En consecuencia, la cultura humana sería un juego desafiante que contendría su propia solución: el camino hacia la realización, navegando por un proceloso mar donde resuenan continuamente los cánticos de sirena de los complejos psicológicos arquetípicos que tienden a influenciar y modelar a los seres humanos. O, como parece desprenderse de los escritos de Slavoj Zizek, solo el descenso crudo al “desierto de lo real” puede permitir ponerse a su altura para trascenderlo, o como mínimo, para convivir con él sin sufrir inútilmente. Como el mismo autor señala: “Y si el descenso de Dios al hombre, lejos de ser un acto de gracia a favor de la humanidad, fuera la única manera que tiene Dios de alcanzar la plena realidad y liberarse de la sofocantes limitaciones de la eternidad? ¿Por qué no suponer que Dios se realiza solo a través del reconocimiento humano?”.

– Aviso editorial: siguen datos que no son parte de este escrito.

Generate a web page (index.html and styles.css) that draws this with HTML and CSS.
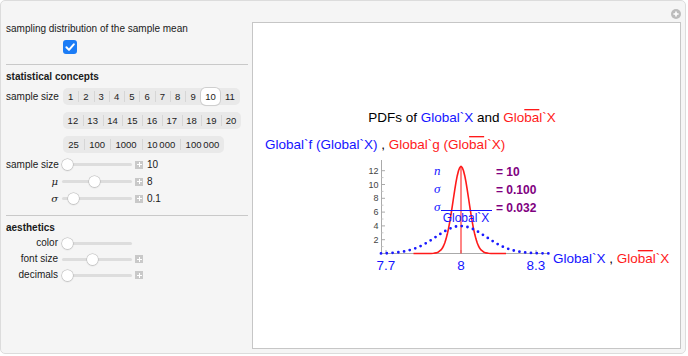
FILE: index.html
```html
<!DOCTYPE html>
<html>
<head>
<meta charset="utf-8">
<link rel="stylesheet" href="styles.css">
</head>
<body>
<div class="app">
  <span class="corner-plus"><svg viewBox="0 0 10 10" width="10" height="10"><circle cx="5" cy="5" r="5" fill="#bcbcbc"/><path d="M5 2.4V7.6M2.4 5H7.6" stroke="#fff" stroke-width="1.6"/></svg></span>
  <div class="controls">
    <div class="title">sampling distribution of the sample mean</div>
    <div class="check"><svg viewBox="0 0 14 14" width="14" height="14"><rect width="14" height="14" rx="3" fill="#1b7cf6"/><path d="M3.4 7.3 L6 9.9 L10.8 4.3" fill="none" stroke="#fff" stroke-width="2" stroke-linecap="round" stroke-linejoin="round"/></svg></div>
    <div class="rule"></div>
    <div class="section">statistical concepts</div>
    <div class="grid">
      <div class="lbl lbl-top">sample size</div>
      <div class="seg-rows">
        <div class="seg"><span>1</span><span>2</span><span>3</span><span>4</span><span>5</span><span>6</span><span>7</span><span>8</span><span>9</span><span class="on">10</span><span>11</span></div>
        <div class="seg"><span>12</span><span>13</span><span>14</span><span>15</span><span>16</span><span>17</span><span>18</span><span>19</span><span>20</span></div>
        <div class="seg wide"><span>25</span><span>100</span><span>1000</span><span>10&#8201;000</span><span>100&#8201;000</span></div>
      </div>
      <div class="lbl">sample size</div>
      <div class="slider"><div class="track"><i class="thumb" style="left:0px"></i></div><b class="plus"></b><span class="val">10</span></div>
      <div class="lbl greek">μ</div>
      <div class="slider"><div class="track"><i class="thumb" style="left:27px"></i></div><b class="plus"></b><span class="val">8</span></div>
      <div class="lbl greek">σ</div>
      <div class="slider"><div class="track"><i class="thumb" style="left:6px"></i></div><b class="plus"></b><span class="val">0.1</span></div>
    </div>
    <div class="rule rule2"></div>
    <div class="section sec2">aesthetics</div>
    <div class="grid grid2">
      <div class="lbl">color</div>
      <div class="slider"><div class="track"><i class="thumb" style="left:0px"></i></div></div>
      <div class="lbl">font size</div>
      <div class="slider"><div class="track"><i class="thumb" style="left:25px"></i></div><b class="plus"></b></div>
      <div class="lbl">decimals</div>
      <div class="slider"><div class="track"><i class="thumb" style="left:0px"></i></div><b class="plus"></b></div>
    </div>
  </div>
  <div class="plot">
    <svg class="graph" viewBox="253 23 427 325" width="427" height="325">
      <text class="t-title" x="462" y="122" text-anchor="middle"><tspan fill="#000">PDFs of </tspan><tspan fill="#1414ff">Global`X</tspan><tspan fill="#000"> and </tspan><tspan fill="#ff1a1a">Glo<tspan class="ovl">ba</tspan>l`X</tspan></text>
      <text class="t-title" x="265" y="149"><tspan fill="#1414ff">Global`f (Global`X)</tspan><tspan fill="#000"> , </tspan><tspan fill="#ff1a1a">Global`g (Glo<tspan class="ovl">ba</tspan>l`X)</tspan></text>

      <g stroke="#aaaaaa" stroke-width="1" fill="none">
        <line x1="381.5" y1="160" x2="381.5" y2="254"/>
        <line x1="381" y1="253.5" x2="549" y2="253.5"/>
        <path d="M381.5 170.7h3.5M381.5 184.5h3.5M381.5 198.3h3.5M381.5 212.1h3.5M381.5 225.9h3.5M381.5 239.7h3.5"/>
        <path d="M381.5 177.6h2M381.5 191.4h2M381.5 205.2h2M381.5 219h2M381.5 232.8h2M381.5 246.6h2" stroke="#c8c8c8"/>
        <path d="M386 253.5v-3.5M461 253.5v-3.5M536 253.5v-3.5"/>
      </g>
      <g class="ylab" text-anchor="end">
        <text x="378.5" y="173.7">12</text>
        <text x="378.5" y="187.5">10</text>
        <text x="378.5" y="201.3">8</text>
        <text x="378.5" y="215.1">6</text>
        <text x="378.5" y="228.9">4</text>
        <text x="378.5" y="242.7">2</text>
      </g>

      <g transform="translate(1,0)">
        <line x1="460" y1="253.5" x2="460" y2="167" stroke="#ff2020" stroke-opacity="0.55" stroke-width="2"/>
        <polyline fill="none" stroke="#ff1a1a" stroke-width="1.6" stroke-linejoin="round" points="412.5,253.5 422.5,253.5 430,253.45 432.5,253.3 435,252.9 437.5,251.98 440,249.95 441.25,248.3 442.5,246 443.75,243 445,239.1 446.25,234.3 447.5,228.55 448.75,221.9 450,214.4 451.25,206.3 452.5,198 453.75,189.8 455,182.2 456.25,175.7 457.5,170.7 458.75,167.5 460,166.4 461.25,167.5 462.5,170.7 463.75,175.7 465,182.2 466.25,189.8 467.5,198 468.75,206.3 470,214.4 471.25,221.9 472.5,228.55 473.75,234.3 475,239.1 476.25,243 477.5,246 478.75,248.3 480,249.95 482.5,251.98 485,252.9 487.5,253.3 490,253.45 497.5,253.5 505,253.5"/>
        <polyline fill="none" stroke="#1a1aff" stroke-width="2.8" stroke-linecap="round" stroke-dasharray="0 5.8" points="380,253.4 385,253.3 390,252.95 395,252.56 400,251.95 405,251.05 410,249.77 415,248.05 420,245.85 425,243.17 430,240.1 435,236.8 440,233.51 445,230.51 450,228.09 455,226.52 460,225.98 465,226.52 470,228.09 475,230.51 480,233.51 485,236.8 490,240.1 495,243.17 500,245.85 505,248.05 510,249.77 515,251.05 520,251.95 525,252.56 530,252.95 535,253.2 540,253.33 545,253.45 548,253.47"/>
      </g>

      <g class="xlab" text-anchor="middle">
        <text x="386" y="270">7.7</text>
        <text x="461" y="270">8</text>
        <text x="536" y="270">8.3</text>
      </g>

      <g class="ann">
        <text class="it" x="434" y="175">n</text>
        <text class="it" x="434" y="193">σ</text>
        <text class="it" x="434" y="211">σ</text>
        <line x1="441" y1="210.5" x2="492" y2="210.5" stroke="#1414ff" stroke-width="1"/>
        <text class="sub" x="466" y="222" text-anchor="middle">Global`X</text>
        <text class="num" x="496" y="176">= 10</text>
        <text class="num" x="496" y="194">= 0.100</text>
        <text class="num" x="496" y="212">= 0.032</text>
      </g>

      <text class="t-title" x="553" y="263"><tspan fill="#1414ff">Global`X</tspan><tspan fill="#000"> , </tspan><tspan fill="#ff1a1a">Glo<tspan class="ovl">ba</tspan>l`X</tspan></text>
    </svg>
  </div>
</div>
</body>
</html>
```

FILE: styles.css
```css
* { box-sizing: border-box; }

body {
  margin: 0;
  background: #ffffff;
  font-family: "Liberation Sans", Arial, sans-serif;
}

.app {
  position: relative;
  width: 686px;
  height: 354px;
  border: 1px solid #dcdcdc;
  border-radius: 5px;
  background: #f5f5f5;
  display: flex;
  padding: 21px 4px 4px 0;
}

.corner-plus {
  position: absolute;
  top: 8px;
  left: 670px;
  width: 10px;
  height: 10px;
  line-height: 0;
}

.controls {
  width: 251px;
  flex: none;
  padding: 0 4px 0 5px;
  font-size: 10px;
  color: #1a1a1a;
}

.title {
  height: 14px;
  line-height: 14px;
}

.check {
  margin: 4px 0 0 57px;
  width: 14px;
  height: 14px;
  line-height: 0;
}

.rule {
  height: 1px;
  background: #c9c9c9;
  margin-top: 10px;
}

.rule2 {
  margin-top: 8px;
}

.section {
  margin-top: 5px;
  height: 14px;
  line-height: 14px;
  font-weight: bold;
}

.grid {
  display: grid;
  grid-template-columns: 52px 1fr;
  column-gap: 4px;
  margin-top: 4px;
}

.lbl {
  text-align: right;
  height: 17px;
  line-height: 17px;
  white-space: nowrap;
}

.lbl-top {
  align-self: start;
}

.greek {
  font-style: italic;
  font-family: "DejaVu Serif", "Liberation Serif", serif;
  font-size: 10px;
}

.seg-rows {
  display: flex;
  flex-direction: column;
  align-items: flex-start;
  gap: 7px;
  margin-left: 1px;
  margin-bottom: 3px;
}

.seg {
  display: inline-flex;
  height: 17px;
  background: #e9e9e9;
  border-radius: 5px;
  font-size: 9.5px;
  color: #222;
}

.seg span {
  position: relative;
  display: flex;
  align-items: center;
  justify-content: center;
  min-width: 15.3px;
  padding: 0 4.6px;
  height: 17px;
}

.seg span + span::before {
  content: "";
  position: absolute;
  left: 0;
  top: 3px;
  bottom: 3px;
  width: 1px;
  background: #d6d6d6;
}

.seg span.on {
  background: #ffffff;
  border-radius: 5px;
  box-shadow: 0 0 0 1px #cfcfcf, 0 1px 1px rgba(0, 0, 0, 0.12);
}

.seg span.on::before,
.seg span.on + span::before {
  display: none;
}

.seg.wide span {
  padding: 0 5.2px;
}

.slider {
  display: flex;
  align-items: center;
  height: 17px;
}

.track {
  position: relative;
  width: 70px;
  height: 3px;
  border-radius: 2px;
  background: #dddddd;
}

.thumb {
  position: absolute;
  top: -4px;
  width: 11px;
  height: 11px;
  border-radius: 50%;
  background: #ffffff;
  box-shadow: 0 0 0 0.5px #bdbdbd, 0 0.5px 1.5px rgba(0, 0, 0, 0.3);
}

.plus {
  position: relative;
  width: 8px;
  height: 8px;
  margin-left: 3px;
  background: #c9c9c9;
}

.plus::before,
.plus::after {
  content: "";
  position: absolute;
  background: #ffffff;
}

.plus::before {
  left: 1.5px;
  right: 1.5px;
  top: 3.5px;
  height: 1px;
}

.plus::after {
  top: 1.5px;
  bottom: 1.5px;
  left: 3.5px;
  width: 1px;
}

.val {
  margin-left: 4px;
}

.sec2 {
  margin-top: 5px;
}

.grid2 {
  margin-top: 0;
}

.grid2 .lbl,
.grid2 .slider {
  height: 16px;
  line-height: 16px;
}

.plot {
  width: 429px;
  height: 327px;
  flex: none;
  border: 1px solid #c6c6c6;
  background: #ffffff;
}

.graph {
  display: block;
}

.t-title {
  font-family: "Liberation Sans", Arial, sans-serif;
  font-size: 13.5px;
}

.ovl {
  text-decoration: overline;
}

.ylab {
  font-family: "Liberation Sans", Arial, sans-serif;
  font-size: 9px;
  fill: #444444;
}

.xlab {
  font-family: "Liberation Sans", Arial, sans-serif;
  font-size: 13.5px;
  fill: #1414ff;
}

.ann .it {
  font-family: "Liberation Serif", serif;
  font-style: italic;
  font-size: 13px;
  fill: #1414ff;
}

.ann .sub {
  font-family: "Liberation Sans", Arial, sans-serif;
  font-size: 12px;
  fill: #1414ff;
}

.ann .num {
  font-family: "Liberation Sans", Arial, sans-serif;
  font-weight: bold;
  font-size: 12px;
  fill: #800080;
}
```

Curiosa paradoja, que sin embargo podría acercarnos a la clave del laberinto existencial del ser humano y ayudar a desvelar el misterio de su característica condición cultural. Por ello, quizás solo accediendo masivamente a la experiencia de encontrar y atravesar esta “rendija” ubicada en el núcleo de nuestra condición cultural, sea posible alcanzar la sabiduría necesaria para superar el actual modelo antropocéntrico, patriarcal y ecocida de civilización, mediado e impulsado por el capitalismo durante los últimos siglos. Quizá, solo así sea posible rehacer la relación con Gaia y el Cosmos desde una perspectiva realmente simbioética.